Hooman Lajevardi, Murshed Chowdhury

This study investigates the relationship between the real effective exchange rate (REER) and its volatility with the net inflow of foreign direct investment (FDI) to Canada, placing a novel emphasis on sector-level analysis. The study utilizes time series data from 2007 to 2022 and employs the autoregressive distributed lag (ARDL) approach to assess short-run and long-run relationships between the said variables. The findings reveal significant impacts of changes in REER, its volatility, and GDP on net FDI in the short run, with lasting effects of REER and its volatility, lagged GDP, and trade openness on FDI in the long run.

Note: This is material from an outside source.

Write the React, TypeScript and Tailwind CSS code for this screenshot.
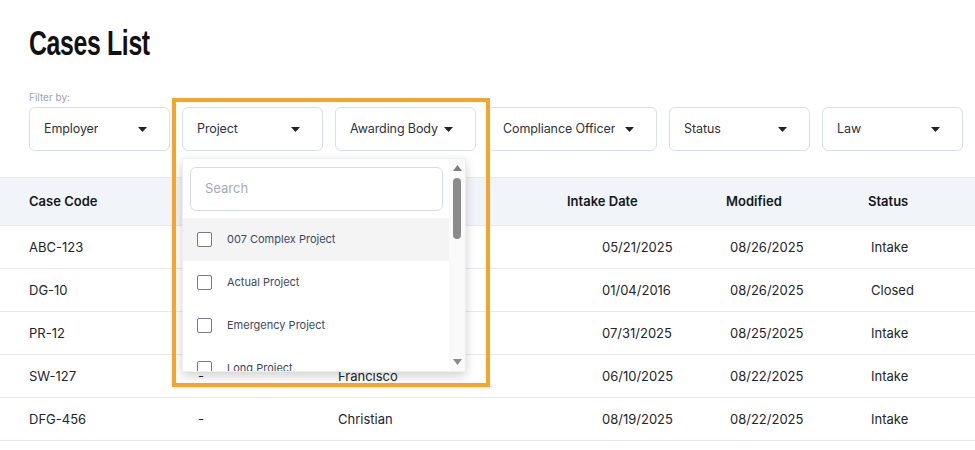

At the sectoral level, FDI inflows in energy and mining, manufacturing, finance, and insurance exhibit significant sensitivity to changes in REER. Simultaneously, the volatility of REER has a significant impact on FDI inflows in manufacturing industries and the finance and insurance sector in the short run. In the long run, REER exerts a significant influence on the net FDI inflows in energy and mining, as well as manufacturing industries. The asymmetry in findings suggests a need for sector-specific attention to retaining and attracting FDI to Canada.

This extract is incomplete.